Austen’s work is political in the sense that she does not question the order of things. She accepts that there is a social strata, and that some people are in positions of wealth and power, and some are not. What Austen wants changed is the behavior of those at the top of the pyramid. Gentlemen–and ladies—should behave as gentlemen, fulfilling the attendant duties and thereby making English society the envy of all nations. She lampoons those who through self-centeredness, stupidity, etc., fail to live up to her expectations, and therefore make English culture less moral, less Christian, and less just. She also gives the reader examples of characters who are moral and just–Darcy after his first proposal to Elizabeth being such a character. Austen’s supreme example of the proper English country “gentleman” is Mr. Knightley, and as such, he is the real hero of Emma. The problem with the “feminist” treatment of the film version is not that Emma is made to be an unlikeable snob–Emma IS an unlikeable snob, at least until the end of the book when she finally grows up. The problem is that we don’t get the sense in the film that, as her brother-in-law would say, it is Emma who is the lucky one, Emma who is getting the supreme reward, when she becomes engaged to Knightley. The sense we get of Emma’s ultimate worth is that someone like Mr. Knightley could care for her. Otherwise she is just a girl who happens to be pretty, intelligent, and rich, but who is also self-centered, a shallow thinker, who ruins other’s lives through her prideful games.
Patti,
My sincere hope is that you will start writing essays here in addition to Fr. Longenecker’s treatments of the classics. Your insight inspires me to read the original, not just take the manly approach of watching the chick flick version with my wife. (And all I thought I was doing is silently enjoying the better versions of the films while placating my beautiful wife.
It’s great that you want read the source material now, but I’d advise against accepting the take of one random internet commenter as the gospel, especially if they’re opinion about which adaptations are best differs from the rest of the fanbase. (Not that you should discount their opinions either! A lot of people say the movie, Clueless, is actually the best Emma adaptation and I can’t stand that one.)
I think it’s kind of funny that that’s your problem with Jennifer Ehle’s Elizabeth Bennet because my problem is that she has this sweet little smile all the time and doesn’t come across as cynical or sarcastic enough for the character.

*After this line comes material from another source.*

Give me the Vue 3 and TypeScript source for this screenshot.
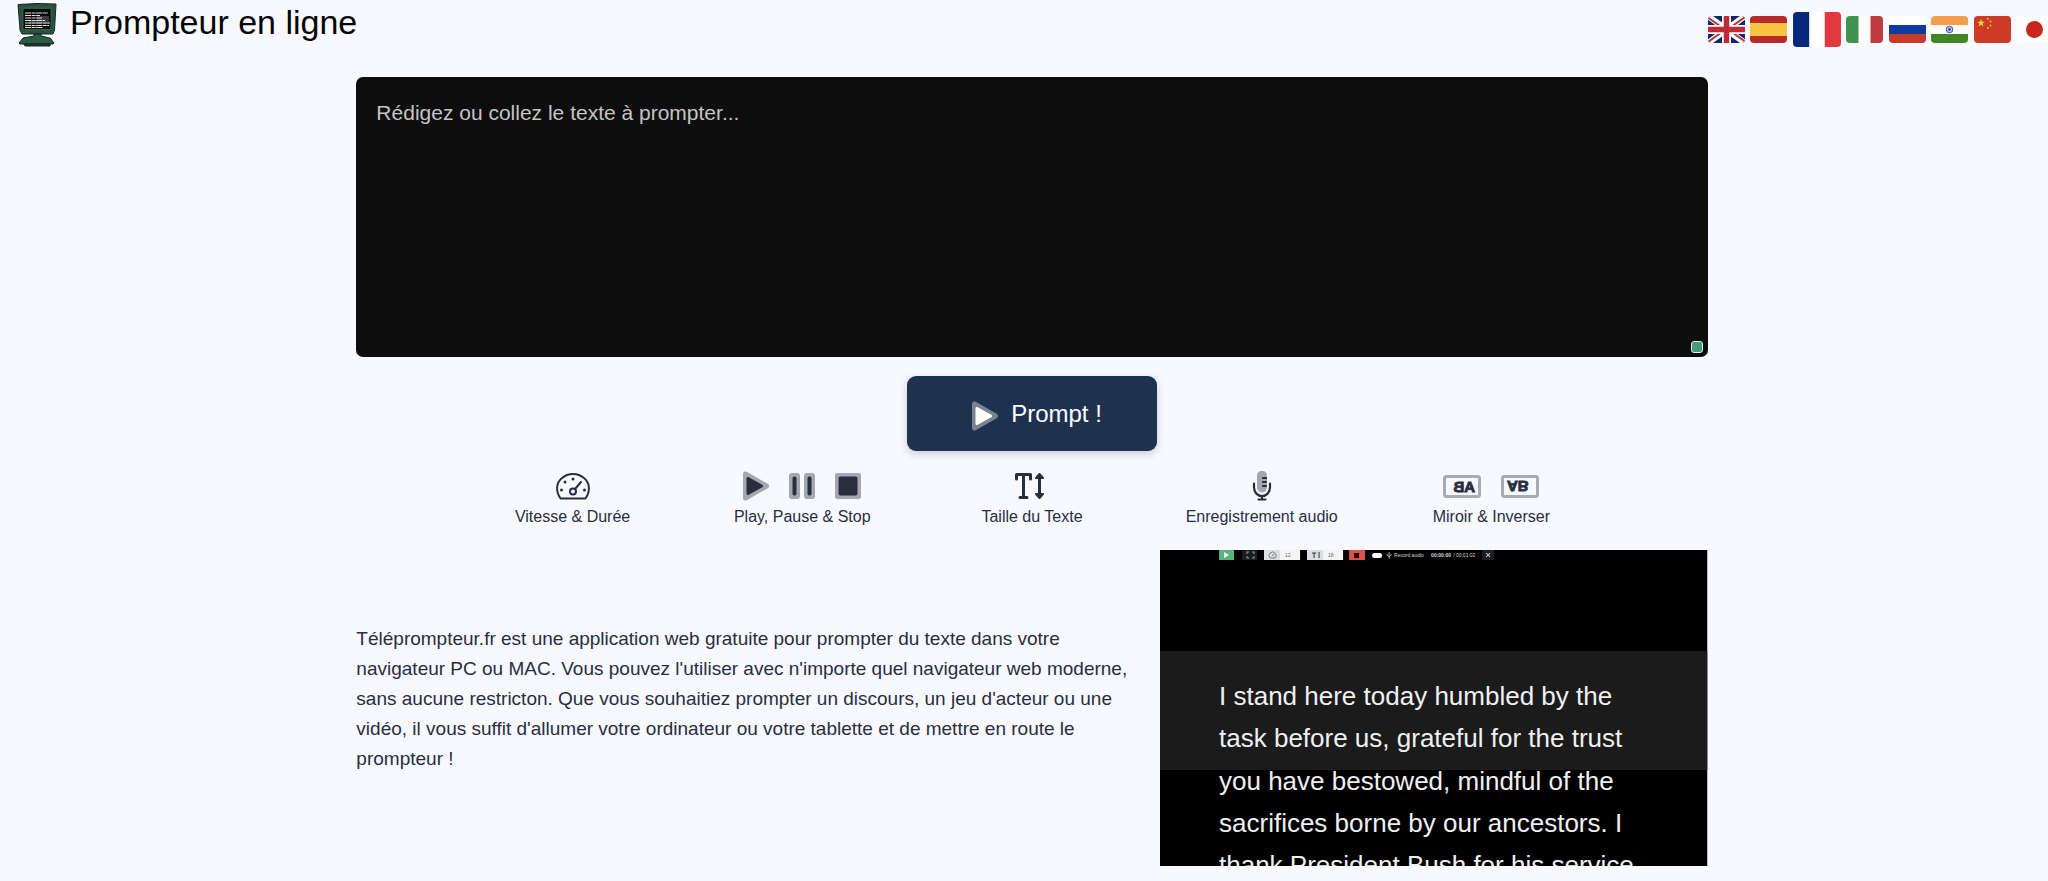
<script setup lang="ts">
import { ref } from 'vue'

interface Language {
  code: string
  label: string
}

const languages: Language[] = [
  { code: 'en', label: 'English' },
  { code: 'es', label: 'Español' },
  { code: 'fr', label: 'Français' },
  { code: 'it', label: 'Italiano' },
  { code: 'ru', label: 'Русский' },
  { code: 'hi', label: 'हिन्दी' },
  { code: 'zh', label: '中文' },
  { code: 'ja', label: '日本語' },
]

const script = ref('')
const current = ref('fr')
</script>

<template>
  <div class="page">
    <header class="header">
      <a class="brand" href="#">
        <svg class="logo" viewBox="0 0 40 44" aria-hidden="true">
          <path d="M1 1.500 20 .5 39 1 37.500 27 36 31H5L3 27Z" fill="#2d5a45" stroke="#17231d" />
          <path d="M3 3 20 2 37 3 35 27 33 29H7L5 27Z" fill="none" stroke="#24483a" />
          <path d="M17 31h7v2l9 2 4 5-1 1H3l-1-1 4-5 11-2Z" fill="#2d5a45" stroke="#17231d" />
          <path d="M7 41h26v2H8Z" fill="#1f4031" stroke="#17231d" />
          <rect x="6.500" y="6" width="27" height="20" rx="1" fill="#080808" />
          <path d="M20 15h12M12 19h20" stroke="#3a3a3a" stroke-width="4" />
          <path d="M8 10h23M8 12.500h15M8 15h17M8 17.500h20M8 20h25M8 22.500h24M8 24.500h18" stroke="#ddd" stroke-width="1.200" stroke-dasharray="6 .6 4 .5" />
        </svg>
        <h1>Prompteur en ligne</h1>
      </a>
      <nav class="languages" aria-label="Langues">
        <a
          v-for="lang in languages"
          :key="lang.code"
          href="#"
          class="flag"
          :class="{ active: lang.code === current }"
          :aria-label="lang.label"
          @click.prevent="current = lang.code"
        >
          <svg viewBox="0 0 37 27" aria-hidden="true">
            <template v-if="lang.code === 'en'">
              <path d="M0 0h37v27H0Z" fill="#0b2a6b" />
              <path d="m0 0 37 27M37 0 0 27" stroke="#fff" stroke-width="6" />
              <path d="m0 1.500 14 10M37 25.500l-14-10M37 1l-14 10M0 26l14-10" stroke="#c32f3a" stroke-width="2" />
              <path d="M18.500 0v27M0 13.500h37" stroke="#fff" stroke-width="9" />
              <path d="M18.500 0v27M0 13.500h37" stroke="#bf2c38" stroke-width="5.500" />
            </template>
            <template v-else-if="lang.code === 'es'">
              <path d="M0 0h37v27H0Z" fill="#b92b2b" />
              <path d="M0 7h37v13H0Z" fill="#f9c440" />
            </template>
            <template v-else-if="lang.code === 'fr'">
              <path d="M0 0h13v27H0Z" fill="#05297a" />
              <path d="M12.500 0h12v27h-12Z" fill="#fff" />
              <path d="M24.500 0H37v27H24.500Z" fill="#e1393d" />
            </template>
            <template v-else-if="lang.code === 'it'">
              <path d="M0 0h13v27H0Z" fill="#41924f" />
              <path d="M12.500 0h12v27h-12Z" fill="#fff" />
              <path d="M24.500 0H37v27H24.500Z" fill="#be3b40" />
            </template>
            <template v-else-if="lang.code === 'ru'">
              <path d="M0 0h37v9H0Z" fill="#fff" />
              <path d="M0 9h37v9H0Z" fill="#103a9e" />
              <path d="M0 18h37v9H0Z" fill="#c53b2c" />
            </template>
            <template v-else-if="lang.code === 'hi'">
              <path d="M0 0h37v9H0Z" fill="#f49d4b" />
              <path d="M0 9h37v9H0Z" fill="#fff" />
              <path d="M0 18h37v9H0Z" fill="#3f8625" />
              <circle cx="18.500" cy="13.500" r="3.300" fill="#c3c3e6" stroke="#4a4aa8" />
              <circle cx="18.500" cy="13.500" r="1.300" fill="#34349a" />
            </template>
            <template v-else-if="lang.code === 'zh'">
              <path d="M0 0h37v27H0Z" fill="#cd3a25" />
              <path d="m7 2.800 1 2.900h3L8.600 7.500l.9 3L7 8.700l-2.500 1.800.9-3L3 5.700h3Z" fill="#fbd43f" />
              <g fill="#f3b83a">
                <circle cx="13.800" cy="2.800" r="1" />
                <circle cx="16.500" cy="5.500" r="1" />
                <circle cx="16.500" cy="9.500" r="1" />
                <circle cx="13.800" cy="12" r="1" />
              </g>
            </template>
            <template v-else>
              <path d="M0 0h37v27H0Z" fill="#fff" />
              <circle cx="18.500" cy="13.500" r="8.500" fill="#c6281c" />
            </template>
          </svg>
        </a>
      </nav>
    </header>

    <div class="content">
      <main class="main">
        <div class="editor">
          <textarea v-model="script" aria-label="Texte à prompter" placeholder="Rédigez ou collez le texte à prompter..."></textarea>
          <span class="grip"></span>
        </div>

        <button class="start" type="button">
          <svg class="icon" viewBox="0 0 30 30" aria-hidden="true">
            <path class="halo" d="M4.500 3v24l21-12Z" stroke-width="5" />
            <path class="solid" d="M7 7.500v15L20.500 15Z" stroke-width="3" />
          </svg>
          <span>Prompt !</span>
        </button>

        <ul class="features">
          <li>
            <div class="icons">
              <svg class="gauge" viewBox="0 0 36 30" aria-hidden="true">
                <path d="M5.500 27.500C.5 20 1 12 7 7c6-5.500 16-5.500 22 0 6 5 6.500 13 1.500 20.500Z" fill="none" stroke="currentColor" stroke-width="2" stroke-linejoin="round" />
                <circle cx="18" cy="20.500" r="3" fill="none" stroke="currentColor" stroke-width="2" />
                <path d="m20 18 6-7" stroke="currentColor" stroke-width="2" stroke-linecap="round" />
                <g fill="currentColor">
                  <circle cx="18" cy="8" r="1.500" />
                  <circle cx="10" cy="11" r="1.500" />
                  <circle cx="6.500" cy="19" r="1.500" />
                  <circle cx="29.500" cy="19" r="1.500" />
                </g>
              </svg>
            </div>
            <span>Vitesse &amp; Durée</span>
          </li>
          <li>
            <div class="icons">
              <svg class="icon" viewBox="0 0 30 30" aria-hidden="true">
                <path class="halo" d="M4.500 3v24l21-12Z" stroke-width="5" />
                <path class="solid" d="M7 7.500v15L20.500 15Z" stroke-width="3" />
              </svg>
              <svg class="icon" viewBox="0 0 30 30" aria-hidden="true">
                <g class="halo" stroke="none">
                  <rect x="2.500" y="2.500" width="10" height="25" rx="2" />
                  <rect x="17.500" y="2.500" width="10" height="25" rx="2" />
                </g>
                <rect class="solid" x="6" y="6" width="3" height="18" rx="1" />
                <rect class="solid" x="21" y="6" width="3" height="18" rx="1" />
              </svg>
              <svg class="icon" viewBox="0 0 30 30" aria-hidden="true">
                <rect class="halo" x="3" y="3" width="24" height="24" rx="1" stroke-width="2" />
                <rect class="solid" x="6" y="6" width="18" height="18" rx="1" />
              </svg>
            </div>
            <span>Play, Pause &amp; Stop</span>
          </li>
          <li>
            <div class="icons">
              <svg class="gauge" viewBox="0 0 36 30" aria-hidden="true">
                <path d="M2.500 8V3.500h14V8M9.500 3.500v23M6 26.500h7" fill="none" stroke="currentColor" stroke-width="3" stroke-linecap="round" stroke-linejoin="round" />
                <path d="M25.500 6v18" stroke="currentColor" stroke-width="3" />
                <path d="m25.500 3 3.500 4h-7ZM25.500 27l3.500-4h-7Z" fill="currentColor" stroke="currentColor" stroke-width="2" stroke-linejoin="round" />
              </svg>
            </div>
            <span>Taille du Texte</span>
          </li>
          <li>
            <div class="icons">
              <svg class="icon" viewBox="0 0 30 30" aria-hidden="true">
                <rect class="halo" x="10.500" y="0" width="9" height="21" rx="4.500" stroke="none" />
                <path d="M7 12.500v4c0 5 3.500 8.500 8 8.500s8-3.500 8-8.500v-4M15 25v3.500M11.500 28.500h7M16 7h3M16 11h3M16 15h3" fill="none" stroke="currentColor" stroke-width="2.200" stroke-linecap="round" />
              </svg>
            </div>
            <span>Enregistrement audio</span>
          </li>
          <li>
            <div class="icons wide">
              <svg class="card" viewBox="0 0 38 30" aria-hidden="true">
                <rect class="frame" x="1.500" y="5.500" width="35" height="20" rx="2" />
                <text transform="translate(32 21) scale(-1 1)">AB</text>
              </svg>
              <svg class="card" viewBox="0 0 38 30" aria-hidden="true">
                <rect class="frame" x="1.500" y="5.500" width="35" height="20" rx="2" />
                <text transform="translate(6 10) scale(1 -1)">AB</text>
              </svg>
            </div>
            <span>Miroir &amp; Inverser</span>
          </li>
        </ul>

        <section class="intro">
          <p>
            Téléprompteur.fr est une application web gratuite pour prompter du texte dans votre navigateur PC ou MAC. Vous
            pouvez l'utiliser avec n'importe quel navigateur web moderne, sans aucune restricton. Que vous souhaitiez
            prompter un discours, un jeu d'acteur ou une vidéo, il vous suffit d'allumer votre ordinateur ou votre tablette
            et de mettre en route le prompteur !
          </p>
          <svg class="preview" viewBox="0 0 547 316" role="img" aria-label="Aperçu du prompteur">
            <path d="M0 0h547v316H0Z" fill="#000" />
            <path d="M0 101h547v119H0Z" fill="#1b1b1c" />
            <g class="toolbar">
              <path d="M59 0h15v10H59Z" fill="#57b478" />
              <path d="m64 2 5 3-5 3Z" fill="#fff" />
              <path d="M82 0h15v10H82ZM322 0h12v10h-12Z" fill="#1c1d20" />
              <path d="M87 4V2h2M92 2h2v2M94 6v2h-2M89 8h-2V6" fill="none" stroke="#999" />
              <path d="M104 0h36v10h-36ZM147 0h36v10h-36Z" fill="#f4f4f4" />
              <path d="M104 0h16v10h-16ZM147 0h16v10h-16Z" fill="#dcdde0" />
              <path d="M110 8a3.500 3.500 0 1 1 5 0ZM112 6l2-2" fill="none" stroke="#666" stroke-width=".8" />
              <path d="M152 3h4M154 3v5M159 2v6" fill="none" stroke="#333" />
              <text class="value" x="125" y="7">12</text>
              <text class="value" x="168" y="7">18</text>
              <path d="M189 0h16v10h-16Z" fill="#d9534f" />
              <path d="M194 3h5v5h-5Z" fill="#200" />
              <rect x="212" y="3" width="10" height="5" rx="2.500" fill="#fff" />
              <path d="M229 2v5M227 4v1q2 3 4 0V4M229 7v2" fill="none" stroke="#ccc" stroke-width=".8" />
              <text x="234" y="7">Record audio</text>
              <text x="271" y="7" font-weight="bold">00:00:00</text>
              <text x="293" y="7">/ 00:01:02</text>
              <path d="m326 3 4 4m0-4-4 4" stroke="#ddd" />
            </g>
            <g class="speech">
              <text x="59" y="155">I stand here today humbled by the</text>
              <text x="59" y="197">task before us, grateful for the trust</text>
              <text x="59" y="240">you have bestowed, mindful of the</text>
              <text x="59" y="282">sacrifices borne by our ancestors. I</text>
              <text x="59" y="324">thank President Bush for his service</text>
            </g>
          </svg>
        </section>
      </main>
    </div>
  </div>
</template>

<style>
body {
  margin: 0;
  background: #f8f9fe;
}
</style>

<style scoped>
.page {
  overflow: hidden;
  color: #282e3e;
  font-family: "Liberation Sans", Arial, sans-serif;
  font-size: 16px;
}
.header {
  display: flex;
  align-items: flex-start;
  justify-content: space-between;
  min-height: 77px;
}
.brand {
  display: flex;
  align-items: flex-start;
  gap: 13px;
  padding: 3px 0 0 17px;
  color: #050505;
  text-decoration: none;
}
.logo {
  width: 40px;
  height: 44px;
}
h1 {
  margin: 0;
  font-size: 34px;
  font-weight: 400;
  line-height: 38px;
}
.languages {
  display: flex;
  align-items: center;
  justify-content: space-between;
  width: 345px;
  height: 36px;
  margin: 11px -5px 0 0;
}
.flag {
  width: 37px;
  height: 27px;
  overflow: hidden;
  border-radius: 4px;
}
.flag.active {
  width: 48px;
  height: 35px;
}
.flag svg {
  display: block;
  width: 100%;
  height: 100%;
}
.content {
  padding-left: 16px;
}
.main {
  display: flex;
  flex-direction: column;
  align-items: center;
  width: 66.5%;
  margin: 0 auto;
}
.editor {
  position: relative;
  width: 100%;
}
textarea {
  display: block;
  box-sizing: border-box;
  width: 100%;
  height: 280px;
  padding: 21px 20px;
  border: 0;
  border-radius: 7px;
  background: #0d0d0d;
  color: #fff;
  font: 21px/30px "Liberation Sans", Arial, sans-serif;
  resize: none;
}
textarea::placeholder {
  color: #c4c4c4;
  opacity: 1;
}
.grip {
  position: absolute;
  right: 5px;
  bottom: 4px;
  box-sizing: border-box;
  width: 12px;
  height: 12px;
  border: 1px solid #e8eeeb;
  border-radius: 3px;
  background: #449d78;
}
.start {
  display: flex;
  align-items: center;
  justify-content: center;
  gap: 11px;
  box-sizing: border-box;
  width: 250px;
  height: 75px;
  margin-top: 19px;
  padding: 0 0 0 8px;
  border: 0;
  border-radius: 9px;
  background: #1e3250;
  box-shadow: 0 3px 8px rgb(30 35 70 / 20%);
  color: #fff;
  font: 24px/30px "Liberation Sans", Arial, sans-serif;
}
.start .icon {
  margin-top: 4px;
}
.icon {
  width: 30px;
  height: 30px;
}
.halo {
  fill: currentColor;
  stroke: currentColor;
  stroke-linejoin: round;
  opacity: 0.4;
}
.solid {
  fill: currentColor;
  stroke: currentColor;
  stroke-linejoin: round;
}
.features {
  display: grid;
  grid-template-columns: repeat(5, 1fr);
  width: 85%;
  margin: 19px 0 21px;
  padding: 0;
  list-style: none;
  line-height: 24px;
  text-align: center;
}
.icons {
  display: flex;
  align-items: center;
  justify-content: center;
  gap: 16px;
  height: 32px;
  margin-bottom: 3px;
}
.icons.wide {
  gap: 20px;
}
.gauge {
  width: 36px;
  height: 30px;
}
.card {
  width: 38px;
  height: 30px;
}
.card text {
  fill: currentColor;
  stroke: currentColor;
  stroke-width: 0.9px;
  font-size: 15px;
  font-weight: 700;
}
.frame {
  fill: none;
  stroke: #a9abb4;
  stroke-width: 3px;
}
.intro {
  display: flex;
  align-items: center;
  width: 100%;
}
.intro p {
  flex: 1;
  margin: 0 0 18px;
  padding-right: 24px;
  font-size: 19px;
  line-height: 30px;
}
.preview {
  flex: none;
  width: 40.5%;
  height: auto;
}
.toolbar text {
  fill: #d8d8d8;
  font-size: 5px;
}
.toolbar .value {
  fill: #666;
}
.speech {
  fill: #f0f0f0;
  font-size: 26px;
}
</style>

Like just about everyone else, the first time I saw the BBC adaptation of Pride and Prejudice, I thought it was wonderful–so much better than the 1980’s version, which I also loved. So of course, over the years, I’ve watched it over and over, and each time I became less enchanted with Ehle’s portrayal of Elizabeth. Ehle may have a “sweet little smile” much of the time, but watch for her temper-tantrums after encounters with the machinations of the Bingley sisters or Darcy. Elizabeth is probably Austen’s most popular character, with justice as she is quite complex–realistic to the point of cynicism, and yet lovingly accepting of the foibles (but not vices) of her neighbors, friends and family. Her wit is almost sarcastic, yet she is just naturally too kind to be able to affront anyone. And, of course, she is very, very, intelligent–she’s basically self-educated–so besides being pretty enough, she’s an equal to Darcy in the most important way. I feel that Ehle failed to capture the depth of the character, and since many people fail to see the depth in Austen’s novels, and only connect with the surface romantic comedy, it’s not surprising that she won accolades for her portrayal of Elizabeth.
Well, FWIW, in the medium of film, there’s no way to show a character is upset without them “throwing a temper tantrum” of sorts. We can’t see what they’re thinking. This is unfortunate for people who want to adapt Jane Austen for film since her books have a lot of internal drama but she also stresses the rarely stressed virtue of emotional control.
Thanks for your perceptive insights. I think your critique of Jennifer Ehle’s Lizzie is accurate, but perhaps you are expecting too much from a modern film adaptation as I probably have done in my critique of the Emma film. To have shown the deeper moral implications and character would require the actors, writers and directors to understand (if not accept) the moral and doctrinal assumptions undergirding Austen and her world. That is probably too much to expect from film makers in our Hollywood/Disneyland world.
I’m so glad I’m not the only one who dislikes Anya Taylor-Joy’s Emma! While the character is supposed to be arrogant and snobby, she’s also supposed to be witty and playful.
That being said, this article doesn’t back up any of its points about how the movie’s problems are the result of a feminist agenda or any agenda really. All it cites is a random review and the part it quotes doesn’t really give any specific evidence either.
I mean, I assume the filmmakers are feminists since feminism is prevalent in the culture, but I also can’t help but notice how they included so many instances of Emma being wrong and her male love interest, Mr. Knightley, being right in the movie. I suspect the movie’s agenda isn’t so much “subtle” as Longenecker is used to blaming everything wrong with classic book adaptations on modern agendas.
I had the same reaction. Thank you for stating it so succinctly.
I’m so thrilled to have found this site! This article was especially motiving for me to put down my phone and get the books out of my library. (and add to it!) How blessed is Our Lady of the Rosary Catholic Church to have Father as their pastor. I imagine his homilies are as inspiring as his writing.
Yes they are. I visited once, so I can state that from experience, anecdotal as it may be.